## Goal
Please pull out every line that includes the string "screenshot".

[Rows from a dataset of pages and code]
+-------+

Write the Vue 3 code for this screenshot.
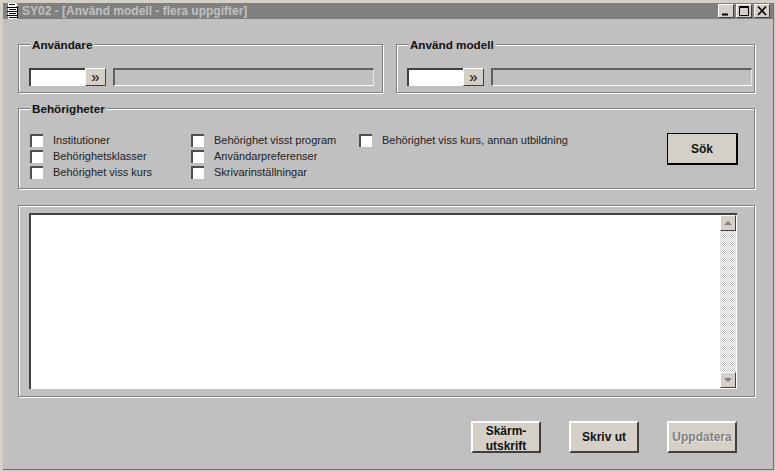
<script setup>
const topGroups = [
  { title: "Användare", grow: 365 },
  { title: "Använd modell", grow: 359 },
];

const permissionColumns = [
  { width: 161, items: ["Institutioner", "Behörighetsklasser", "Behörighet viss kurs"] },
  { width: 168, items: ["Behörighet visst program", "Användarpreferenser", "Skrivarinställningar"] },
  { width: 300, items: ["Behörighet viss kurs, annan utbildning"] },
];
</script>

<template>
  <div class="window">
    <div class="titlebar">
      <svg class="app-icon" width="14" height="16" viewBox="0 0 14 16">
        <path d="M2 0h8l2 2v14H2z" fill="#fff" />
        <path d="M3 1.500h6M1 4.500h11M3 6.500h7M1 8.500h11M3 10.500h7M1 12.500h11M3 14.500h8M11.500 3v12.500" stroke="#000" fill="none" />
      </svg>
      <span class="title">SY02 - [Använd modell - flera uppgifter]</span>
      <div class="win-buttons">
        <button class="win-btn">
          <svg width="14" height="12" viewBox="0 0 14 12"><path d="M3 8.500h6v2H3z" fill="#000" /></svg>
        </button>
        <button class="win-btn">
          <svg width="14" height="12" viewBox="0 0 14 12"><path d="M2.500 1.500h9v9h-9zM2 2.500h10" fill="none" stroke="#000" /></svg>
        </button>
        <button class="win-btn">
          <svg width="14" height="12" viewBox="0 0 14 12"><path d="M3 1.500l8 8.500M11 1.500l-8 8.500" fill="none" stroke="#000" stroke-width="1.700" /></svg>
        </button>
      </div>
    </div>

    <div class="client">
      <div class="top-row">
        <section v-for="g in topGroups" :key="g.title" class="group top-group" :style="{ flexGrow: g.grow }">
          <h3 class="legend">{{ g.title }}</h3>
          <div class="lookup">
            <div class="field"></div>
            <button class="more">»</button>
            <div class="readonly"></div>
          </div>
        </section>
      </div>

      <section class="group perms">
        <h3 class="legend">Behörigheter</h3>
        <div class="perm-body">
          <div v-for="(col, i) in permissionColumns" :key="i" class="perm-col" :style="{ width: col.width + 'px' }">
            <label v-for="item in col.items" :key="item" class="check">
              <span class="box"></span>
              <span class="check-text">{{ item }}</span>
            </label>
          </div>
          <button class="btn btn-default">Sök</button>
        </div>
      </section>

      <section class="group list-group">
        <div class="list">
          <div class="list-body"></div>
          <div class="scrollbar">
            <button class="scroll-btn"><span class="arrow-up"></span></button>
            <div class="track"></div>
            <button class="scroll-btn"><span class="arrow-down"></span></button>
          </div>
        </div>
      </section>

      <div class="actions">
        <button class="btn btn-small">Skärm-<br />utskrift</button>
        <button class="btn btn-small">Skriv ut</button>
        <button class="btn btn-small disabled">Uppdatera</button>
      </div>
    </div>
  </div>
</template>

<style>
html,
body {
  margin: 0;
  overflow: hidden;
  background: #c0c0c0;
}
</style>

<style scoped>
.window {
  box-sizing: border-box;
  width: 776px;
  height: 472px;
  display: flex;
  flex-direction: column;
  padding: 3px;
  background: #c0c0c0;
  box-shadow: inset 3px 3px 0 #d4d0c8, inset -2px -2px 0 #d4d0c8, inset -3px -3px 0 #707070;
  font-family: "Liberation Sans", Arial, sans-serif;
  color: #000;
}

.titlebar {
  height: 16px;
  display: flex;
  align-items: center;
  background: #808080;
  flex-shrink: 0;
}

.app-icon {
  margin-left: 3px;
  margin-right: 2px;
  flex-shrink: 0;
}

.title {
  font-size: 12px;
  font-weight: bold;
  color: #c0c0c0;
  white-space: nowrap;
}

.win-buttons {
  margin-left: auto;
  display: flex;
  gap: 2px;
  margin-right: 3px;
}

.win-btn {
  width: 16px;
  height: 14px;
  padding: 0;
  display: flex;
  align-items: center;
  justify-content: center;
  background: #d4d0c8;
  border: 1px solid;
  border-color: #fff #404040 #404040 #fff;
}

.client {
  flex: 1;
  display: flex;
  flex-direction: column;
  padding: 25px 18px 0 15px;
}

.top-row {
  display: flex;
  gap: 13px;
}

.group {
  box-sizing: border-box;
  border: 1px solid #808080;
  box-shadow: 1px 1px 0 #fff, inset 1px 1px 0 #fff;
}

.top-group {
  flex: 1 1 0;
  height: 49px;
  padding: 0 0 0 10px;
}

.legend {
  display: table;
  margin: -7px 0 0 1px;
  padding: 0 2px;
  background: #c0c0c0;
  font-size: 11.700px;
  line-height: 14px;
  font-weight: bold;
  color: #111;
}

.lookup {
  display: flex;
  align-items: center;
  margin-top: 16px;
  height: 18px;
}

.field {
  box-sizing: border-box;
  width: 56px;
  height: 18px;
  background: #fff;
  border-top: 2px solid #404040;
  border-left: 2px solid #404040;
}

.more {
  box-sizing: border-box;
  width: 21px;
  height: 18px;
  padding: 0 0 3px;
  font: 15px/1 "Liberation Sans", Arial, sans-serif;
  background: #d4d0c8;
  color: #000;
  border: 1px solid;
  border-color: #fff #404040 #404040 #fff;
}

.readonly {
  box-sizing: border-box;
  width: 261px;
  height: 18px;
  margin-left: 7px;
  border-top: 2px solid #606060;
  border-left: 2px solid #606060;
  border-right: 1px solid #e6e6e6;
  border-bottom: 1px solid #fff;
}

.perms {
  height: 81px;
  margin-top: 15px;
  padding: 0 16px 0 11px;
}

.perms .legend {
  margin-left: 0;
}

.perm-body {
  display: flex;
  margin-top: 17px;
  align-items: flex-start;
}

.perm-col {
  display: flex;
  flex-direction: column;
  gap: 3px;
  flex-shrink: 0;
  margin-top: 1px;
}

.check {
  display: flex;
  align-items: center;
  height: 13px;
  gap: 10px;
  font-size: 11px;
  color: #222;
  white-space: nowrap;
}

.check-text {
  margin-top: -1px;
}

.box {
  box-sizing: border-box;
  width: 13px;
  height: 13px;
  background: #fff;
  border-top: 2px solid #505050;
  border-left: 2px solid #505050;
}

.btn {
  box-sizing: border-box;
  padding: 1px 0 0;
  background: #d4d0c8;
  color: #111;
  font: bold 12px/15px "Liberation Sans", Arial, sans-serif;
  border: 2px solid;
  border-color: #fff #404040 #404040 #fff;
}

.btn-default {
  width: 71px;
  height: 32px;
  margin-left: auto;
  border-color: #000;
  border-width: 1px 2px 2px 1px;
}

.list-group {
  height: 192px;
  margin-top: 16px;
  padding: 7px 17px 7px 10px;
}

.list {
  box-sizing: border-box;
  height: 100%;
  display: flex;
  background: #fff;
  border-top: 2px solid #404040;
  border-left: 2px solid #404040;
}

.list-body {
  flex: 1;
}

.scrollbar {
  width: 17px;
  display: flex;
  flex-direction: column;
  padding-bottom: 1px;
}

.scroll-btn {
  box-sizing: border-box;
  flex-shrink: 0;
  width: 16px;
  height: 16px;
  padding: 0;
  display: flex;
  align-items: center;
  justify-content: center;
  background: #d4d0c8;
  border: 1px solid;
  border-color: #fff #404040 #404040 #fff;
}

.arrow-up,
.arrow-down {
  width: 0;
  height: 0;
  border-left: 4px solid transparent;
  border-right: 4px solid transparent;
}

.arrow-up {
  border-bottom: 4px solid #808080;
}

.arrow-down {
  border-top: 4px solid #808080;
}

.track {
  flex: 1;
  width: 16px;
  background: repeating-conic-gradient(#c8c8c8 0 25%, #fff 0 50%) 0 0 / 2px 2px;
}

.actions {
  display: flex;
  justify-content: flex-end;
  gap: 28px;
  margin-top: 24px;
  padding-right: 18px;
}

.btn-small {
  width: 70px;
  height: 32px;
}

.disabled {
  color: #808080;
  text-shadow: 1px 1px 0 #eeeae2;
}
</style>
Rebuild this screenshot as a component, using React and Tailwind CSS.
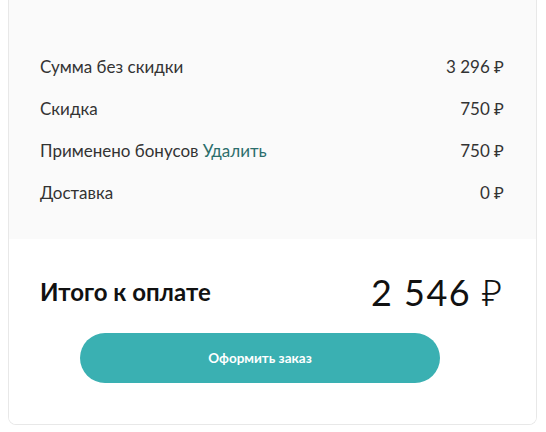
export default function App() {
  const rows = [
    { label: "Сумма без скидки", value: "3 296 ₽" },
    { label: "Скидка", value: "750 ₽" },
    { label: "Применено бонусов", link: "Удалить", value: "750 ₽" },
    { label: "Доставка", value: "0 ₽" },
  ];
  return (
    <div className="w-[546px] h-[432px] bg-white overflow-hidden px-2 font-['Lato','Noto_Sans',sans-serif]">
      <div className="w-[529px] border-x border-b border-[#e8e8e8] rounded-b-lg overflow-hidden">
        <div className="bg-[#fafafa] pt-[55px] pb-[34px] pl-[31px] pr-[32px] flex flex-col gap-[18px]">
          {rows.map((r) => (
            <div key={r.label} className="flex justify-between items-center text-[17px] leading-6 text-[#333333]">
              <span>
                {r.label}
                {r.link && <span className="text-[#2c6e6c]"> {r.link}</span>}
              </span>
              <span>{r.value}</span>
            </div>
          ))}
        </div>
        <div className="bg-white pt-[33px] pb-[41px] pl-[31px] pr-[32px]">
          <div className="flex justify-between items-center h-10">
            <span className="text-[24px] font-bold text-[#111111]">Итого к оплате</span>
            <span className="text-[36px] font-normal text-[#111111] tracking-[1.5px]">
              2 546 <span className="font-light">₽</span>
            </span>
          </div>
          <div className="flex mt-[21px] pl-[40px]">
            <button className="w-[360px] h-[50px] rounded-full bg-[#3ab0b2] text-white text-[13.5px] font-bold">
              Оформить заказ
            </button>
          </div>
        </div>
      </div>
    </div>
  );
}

+-------+

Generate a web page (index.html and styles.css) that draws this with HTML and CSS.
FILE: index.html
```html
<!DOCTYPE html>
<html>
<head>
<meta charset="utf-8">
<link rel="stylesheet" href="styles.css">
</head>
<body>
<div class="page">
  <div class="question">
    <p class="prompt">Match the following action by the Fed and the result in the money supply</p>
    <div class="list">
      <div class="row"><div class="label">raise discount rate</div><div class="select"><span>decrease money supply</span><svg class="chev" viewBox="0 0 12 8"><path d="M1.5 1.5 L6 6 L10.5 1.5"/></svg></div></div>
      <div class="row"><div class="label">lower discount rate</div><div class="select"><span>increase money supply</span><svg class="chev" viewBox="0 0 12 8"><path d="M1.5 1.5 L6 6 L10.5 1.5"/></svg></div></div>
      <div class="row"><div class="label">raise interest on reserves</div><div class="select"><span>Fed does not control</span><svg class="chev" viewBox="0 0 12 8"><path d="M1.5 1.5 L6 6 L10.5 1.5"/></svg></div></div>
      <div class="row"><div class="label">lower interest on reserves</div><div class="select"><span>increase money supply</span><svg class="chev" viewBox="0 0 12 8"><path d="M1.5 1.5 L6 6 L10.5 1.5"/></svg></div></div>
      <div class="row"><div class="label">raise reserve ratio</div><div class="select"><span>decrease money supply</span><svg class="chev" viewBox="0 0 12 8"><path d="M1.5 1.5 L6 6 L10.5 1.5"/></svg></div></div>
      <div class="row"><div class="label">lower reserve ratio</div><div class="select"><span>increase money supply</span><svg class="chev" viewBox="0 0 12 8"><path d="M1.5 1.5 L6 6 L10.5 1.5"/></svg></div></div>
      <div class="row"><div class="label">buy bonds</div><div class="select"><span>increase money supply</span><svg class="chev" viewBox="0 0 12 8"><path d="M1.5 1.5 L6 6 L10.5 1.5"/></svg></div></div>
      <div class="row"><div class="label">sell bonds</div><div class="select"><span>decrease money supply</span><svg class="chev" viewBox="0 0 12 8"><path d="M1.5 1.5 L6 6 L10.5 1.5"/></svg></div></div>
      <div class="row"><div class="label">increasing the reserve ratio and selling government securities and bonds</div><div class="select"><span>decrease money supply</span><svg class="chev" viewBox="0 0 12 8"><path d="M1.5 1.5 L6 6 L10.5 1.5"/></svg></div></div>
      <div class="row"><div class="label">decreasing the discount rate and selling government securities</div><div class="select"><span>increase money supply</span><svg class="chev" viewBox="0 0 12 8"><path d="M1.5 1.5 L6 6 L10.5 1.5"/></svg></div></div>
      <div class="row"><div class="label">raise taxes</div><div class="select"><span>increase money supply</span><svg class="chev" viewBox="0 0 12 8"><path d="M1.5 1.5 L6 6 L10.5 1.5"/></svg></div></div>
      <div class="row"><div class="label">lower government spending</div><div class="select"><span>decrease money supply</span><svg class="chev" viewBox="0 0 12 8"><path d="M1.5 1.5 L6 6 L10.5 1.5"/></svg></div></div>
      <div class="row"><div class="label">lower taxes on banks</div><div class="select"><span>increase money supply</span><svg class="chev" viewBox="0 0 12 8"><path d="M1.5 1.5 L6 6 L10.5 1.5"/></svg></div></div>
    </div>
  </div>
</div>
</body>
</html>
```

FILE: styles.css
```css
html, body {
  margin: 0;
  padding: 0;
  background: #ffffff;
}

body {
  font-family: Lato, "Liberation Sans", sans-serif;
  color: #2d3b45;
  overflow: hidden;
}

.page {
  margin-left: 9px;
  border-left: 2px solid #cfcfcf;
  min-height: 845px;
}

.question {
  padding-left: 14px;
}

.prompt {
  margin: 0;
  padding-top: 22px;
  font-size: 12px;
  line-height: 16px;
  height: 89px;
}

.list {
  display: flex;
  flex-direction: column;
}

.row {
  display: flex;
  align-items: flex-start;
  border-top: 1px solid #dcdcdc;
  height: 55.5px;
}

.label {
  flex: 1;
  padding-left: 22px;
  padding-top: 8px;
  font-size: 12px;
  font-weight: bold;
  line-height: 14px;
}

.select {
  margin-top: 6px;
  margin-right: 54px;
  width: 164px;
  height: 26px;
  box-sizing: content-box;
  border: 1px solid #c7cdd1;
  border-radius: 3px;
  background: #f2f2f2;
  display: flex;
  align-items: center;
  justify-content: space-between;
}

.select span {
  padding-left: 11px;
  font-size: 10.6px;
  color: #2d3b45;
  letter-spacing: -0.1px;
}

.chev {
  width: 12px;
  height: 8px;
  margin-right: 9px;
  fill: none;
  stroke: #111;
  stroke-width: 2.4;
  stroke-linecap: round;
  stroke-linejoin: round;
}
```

+-------+

## Completed task
Write the Vue 3 code for this screenshot.
Rebuild this screenshot as a component, using React and Tailwind CSS.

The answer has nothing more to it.